Diagram of CPU memory cache hierarchy showing L1, L2, L3 cache and main RAM as concentric zones
Cache levels closer to the core are smaller, faster, and more expensive. A cache miss that reaches main memory can cost fifty times more clock cycles than a hit in L1.

Branch Prediction and the Cost of Being Wrong

Pipelines create a specific problem: what happens when the next instruction depends on a decision the processor hasn’t finished making yet?

Consider a simple conditional: if a value is greater than zero, do one thing; otherwise, do another. The processor needs to keep the pipeline full, which means it needs to start fetching and decoding the next instructions before it knows which branch of the conditional will actually execute. The answer is speculation. The processor guesses which branch will be taken, starts executing down that path, and if the guess is wrong, it has to discard all that speculative work and start over. This penalty, called a branch misprediction, can cost 15 to 20 clock cycles on modern hardware.

Branch predictors have become extraordinarily sophisticated. They track the history of previous branch outcomes, recognize patterns in loops, and achieve accuracy rates above 95% in many real workloads. But that remaining fraction of mispredictions accumulates. Tight inner loops with unpredictable conditionals are genuinely slower than loops without them, and this is one reason why sorting data before processing it can produce dramatic speedups even when the sort itself costs time.

Spectre exploited precisely this mechanism. By training the branch predictor to expect a certain path, then providing inputs that cause a misprediction, an attacker could force the CPU to speculatively execute instructions that accessed privileged memory. The results of that speculative execution were discarded, but the data left traces in the CPU’s cache that could be measured from unprivileged code.

The Memory Hierarchy Nobody Taught You to Think About

Instruction throughput is only half the story. The other half is data movement, and here the gap between programmer intuition and hardware reality is even wider.

Modern CPUs don’t read data directly from RAM. They maintain a hierarchy of caches: L1 cache (typically 32-64KB per core) sits closest to the processor and delivers data in about 4 clock cycles. L2 cache is larger and slower, around 12 cycles. L3 cache, shared across cores, takes roughly 40 cycles. Main memory, when the data isn’t cached at all, can cost 200 or more cycles.

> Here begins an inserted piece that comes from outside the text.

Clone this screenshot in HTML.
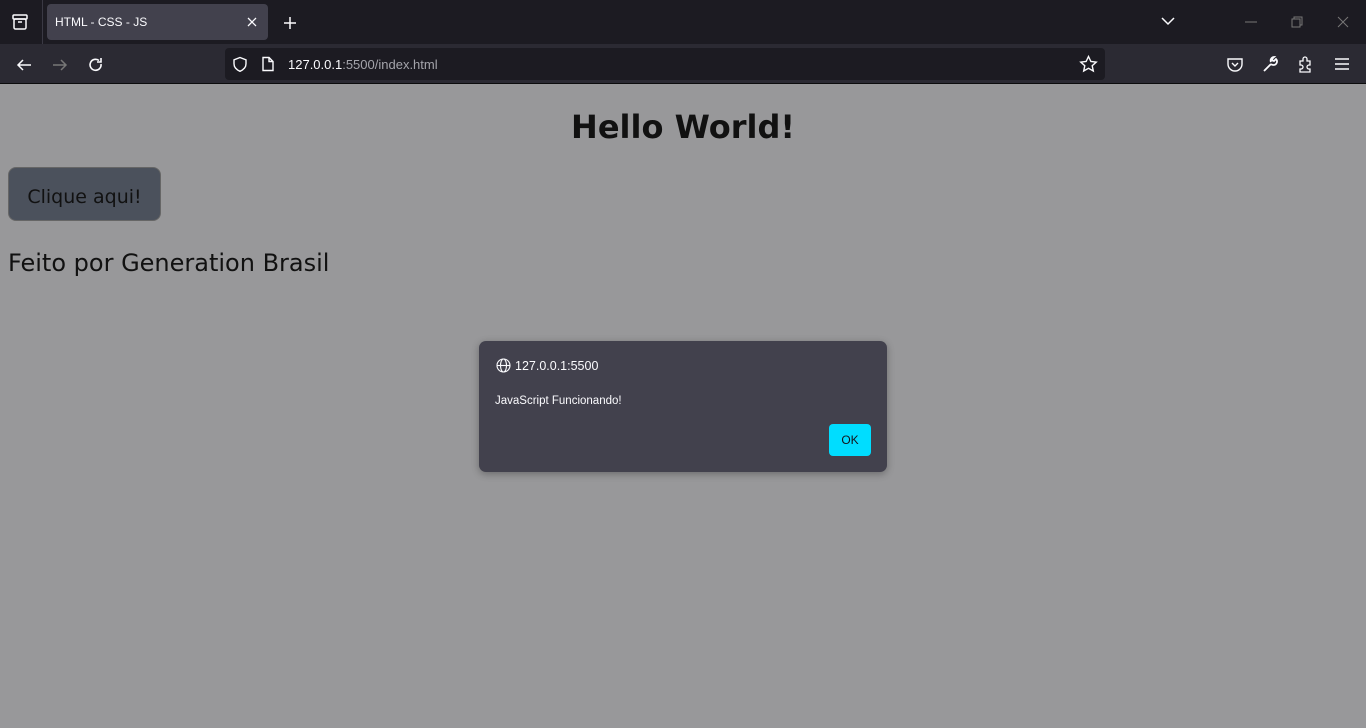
<!DOCTYPE html>
<html><head><meta charset="utf-8"><style>
*{margin:0;padding:0;box-sizing:border-box}
body{width:1366px;height:728px;overflow:hidden;background:#98989a;font-family:"Liberation Sans",sans-serif;position:relative}
.tabbar{position:absolute;left:0;top:0;width:1366px;height:44px;background:#1c1b22}
.nav{position:absolute;left:0;top:44px;width:1366px;height:40px;background:#2b2a33;border-bottom:1px solid #0c0c0d}
.tab{position:absolute;left:47px;top:4px;width:221px;height:36px;background:#42414d;border-radius:4px;color:#fbfbfe;font-size:12px;line-height:36px;padding-left:8px}
.url{position:absolute;left:225px;top:48px;width:880px;height:32px;background:#1c1b22;border-radius:4px}
.urltext{position:absolute;left:288px;top:57px;font-size:13px;color:#fbfbfe}
.urltext span{color:#a4a4ab}
svg{position:absolute}
h1{position:absolute;left:0;width:1366px;top:108px;text-align:center;font-family:"DejaVu Sans",sans-serif;font-size:32px;font-weight:bold;color:#111}
.btn{position:absolute;left:8px;top:167px;width:153px;height:54px;background:#4b515c;border:1px solid #666;border-radius:8px;font-family:"DejaVu Sans",sans-serif;font-size:19px;color:#111;text-align:center;line-height:58px}
.feito{position:absolute;left:8px;top:249px;font-family:"DejaVu Sans",sans-serif;font-size:24px;color:#111}
.dlg{position:absolute;left:479px;top:341px;width:408px;height:131px;background:#42414d;border-radius:7px;box-shadow:0 2px 8px rgba(0,0,0,.3);color:#fbfbfe;font-size:12px}
.ok{position:absolute;left:350px;top:83px;width:42px;height:32px;background:#00ddff;border-radius:4px;color:#15141a;font-size:12px;text-align:center;line-height:32px}
</style></head><body>
<div class="tabbar"></div>
<div style="position:absolute;left:42px;top:0;width:1px;height:44px;background:#3a3944"></div>
<svg style="left:11px;top:13px" width="18" height="18" fill="none" stroke="#fbfbfe" stroke-width="1.5"><rect x="2" y="2" width="14" height="4" rx="1"/><rect x="3" y="6" width="12" height="10" rx="1.5"/><path d="M7 9h4"/></svg>
<div class="tab">HTML - CSS - JS</div>
<svg style="left:246px;top:16px" width="12" height="12" stroke="#fbfbfe" stroke-width="1.3"><path d="M2 2l8 8M10 2l-8 8"/></svg>
<svg style="left:282px;top:15px" width="16" height="16" stroke="#fbfbfe" stroke-width="1.5"><path d="M8 2v12M2 8h12"/></svg>
<svg style="left:1160px;top:15px" width="16" height="12" fill="none" stroke="#fbfbfe" stroke-width="1.5"><path d="M2 3l6 6 6-6"/></svg>
<svg style="left:1244px;top:15px" width="14" height="14" stroke="#777" stroke-width="1"><path d="M1 7h12"/></svg>
<svg style="left:1290px;top:15px" width="14" height="14" fill="none" stroke="#777" stroke-width="1"><rect x="2" y="4" width="8" height="8"/><path d="M4 4V2h8v8h-2"/></svg>
<svg style="left:1336px;top:15px" width="14" height="14" stroke="#777" stroke-width="1"><path d="M2 2l10 10M12 2L2 12"/></svg>
<div class="nav"></div>
<svg style="left:15px;top:56px" width="18" height="18" fill="none" stroke="#fbfbfe" stroke-width="1.5"><path d="M16 9H3M8 4L3 9l5 5"/></svg>
<svg style="left:51px;top:56px" width="18" height="18" fill="none" stroke="#777" stroke-width="1.5"><path d="M2 9h13M10 4l5 5-5 5"/></svg>
<svg style="left:87px;top:56px" width="18" height="18" fill="none" stroke="#fbfbfe" stroke-width="1.6"><path d="M14 8A5.5 5.5 0 1 1 12 4.5"/><path d="M14 2v4h-4"/></svg>
<div class="url"></div>
<svg style="left:232px;top:56px" width="16" height="17" fill="none" stroke="#fbfbfe" stroke-width="1.4"><path d="M8 1.5l6 2.3v4c0 3.5-2.5 6-6 7.5-3.5-1.5-6-4-6-7.5v-4z"/></svg>
<svg style="left:261px;top:56px" width="14" height="16" fill="none" stroke="#fbfbfe" stroke-width="1.4"><path d="M2 1.5h6l4 4v9H2z M8 1.5v4h4"/></svg>
<div class="urltext">127.0.0.1<span>:5500/index.html</span></div>
<svg style="left:1079px;top:55px" width="19" height="18" fill="none" stroke="#fbfbfe" stroke-width="1.4"><path d="M9.5 1.5l2.4 5 5.3.6-4 3.6 1.1 5.3-4.8-2.7-4.8 2.7 1.1-5.3-4-3.6 5.3-.6z"/></svg>
<svg style="left:1226px;top:56px" width="18" height="17" fill="none" stroke="#fbfbfe" stroke-width="1.4"><path d="M2 3h14v5a7 7 0 0 1-14 0z"/><path d="M6 7l3 3 3-3"/></svg>
<svg style="left:1262px;top:56px" width="17" height="17" fill="none" stroke="#fbfbfe" stroke-width="1.8"><path d="M2 15l7-7M9 8a3.5 3.5 0 0 0 5-5l-2 2-1.5-.5L10 3l2-2a3.5 3.5 0 0 0-3 5"/></svg>
<svg style="left:1297px;top:55px" width="18" height="19" fill="none" stroke="#fbfbfe" stroke-width="1.3"><path d="M3 6h3V4a2 2 0 0 1 4 0v2h3v4h-1a2 2 0 0 0 0 4h1v3H3v-3h1a2 2 0 0 0 0-4H3z"/></svg>
<svg style="left:1334px;top:57px" width="16" height="14" stroke="#fbfbfe" stroke-width="1.4"><path d="M1 2h14M1 7h14M1 12h14"/></svg>

<h1>Hello World!</h1>
<div class="btn">Clique aqui!</div>
<div class="feito">Feito por Generation Brasil</div>

<div class="dlg">
<svg style="left:17px;top:17px" width="15" height="15" fill="none" stroke="#fbfbfe" stroke-width="1.1"><circle cx="7.5" cy="7.5" r="6.5"/><ellipse cx="7.5" cy="7.5" rx="3" ry="6.5"/><path d="M1 7.5h13"/></svg>
<div style="position:absolute;left:36px;top:18px;font-size:12.5px">127.0.0.1:5500</div>
<div style="position:absolute;left:16px;top:54px;font-size:11.5px">JavaScript Funcionando!</div>
<div class="ok">OK</div>
</div>
</body></html>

The processor handles this through prefetching, attempting to predict which data you’ll need before you explicitly request it. Sequential memory access is easy to predict and prefetch efficiently. Random access across a large data structure is not. This is why iterating over an array in order is often significantly faster than iterating over a linked list of the same size, even though both operations are O(n). The array benefits from hardware prefetching; the linked list, where each node pointer leads to an unpredictable location, does not.

This also partially explains why the performance characteristics of code can be so counterintuitive. You might optimize an algorithm to reduce the number of operations, only to find it runs slower because you changed the memory access pattern in a way that defeats the prefetcher. This is one of the places where readable code and simple code are not the same thing: the version that looks cleaner may interact with hardware in ways that create real costs.

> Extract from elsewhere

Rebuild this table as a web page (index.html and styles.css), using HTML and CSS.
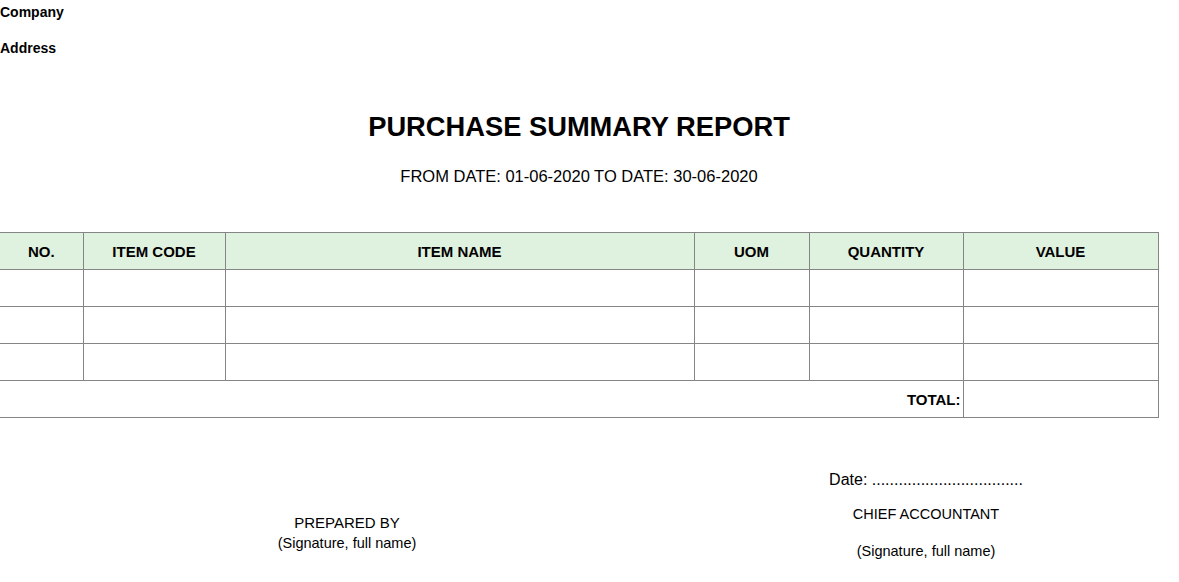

Why This Matters for Software Engineers

Most programmers work at abstraction layers that deliberately hide all of this. That abstraction is usually the right trade-off. But there are specific situations where understanding the hardware changes how you write code.

Multithreaded programs on multi-core processors reveal a layer the pipeline story omits: each core has its own caches, and keeping those caches consistent with each other requires a protocol that introduces latency. Writing to a variable from one thread invalidates the cached copy on other cores. A program that has threads constantly writing to shared memory can spend more time maintaining cache coherence than doing actual work. False sharing, where two threads write to different variables that happen to share a cache line, can produce the same problem even when the threads never touch the same data.

The processor’s speculative and out-of-order behavior also creates memory ordering guarantees that differ from what most programmers assume. On x86 hardware, stores become visible to other cores in program order, but other architectures like ARM are more relaxed. Code that relies on an implicit ordering of memory operations can behave correctly on one processor family and fail silently on another. The bugs that appear only in production, on specific hardware, under specific load conditions, often trace back to assumptions about memory ordering that the hardware doesn’t actually provide. This is the kind of environment that produces heisenbugs that reveal the limits of deterministic thinking.

None of this means you need to write assembly or obsess over cache lines for routine application code. But when performance matters, or when a concurrent program behaves mysteriously, the explanation is usually somewhere in this machinery. The CPU isn’t executing your program. It’s executing a highly optimized approximation of your program that produces the same observable results. Most of the time.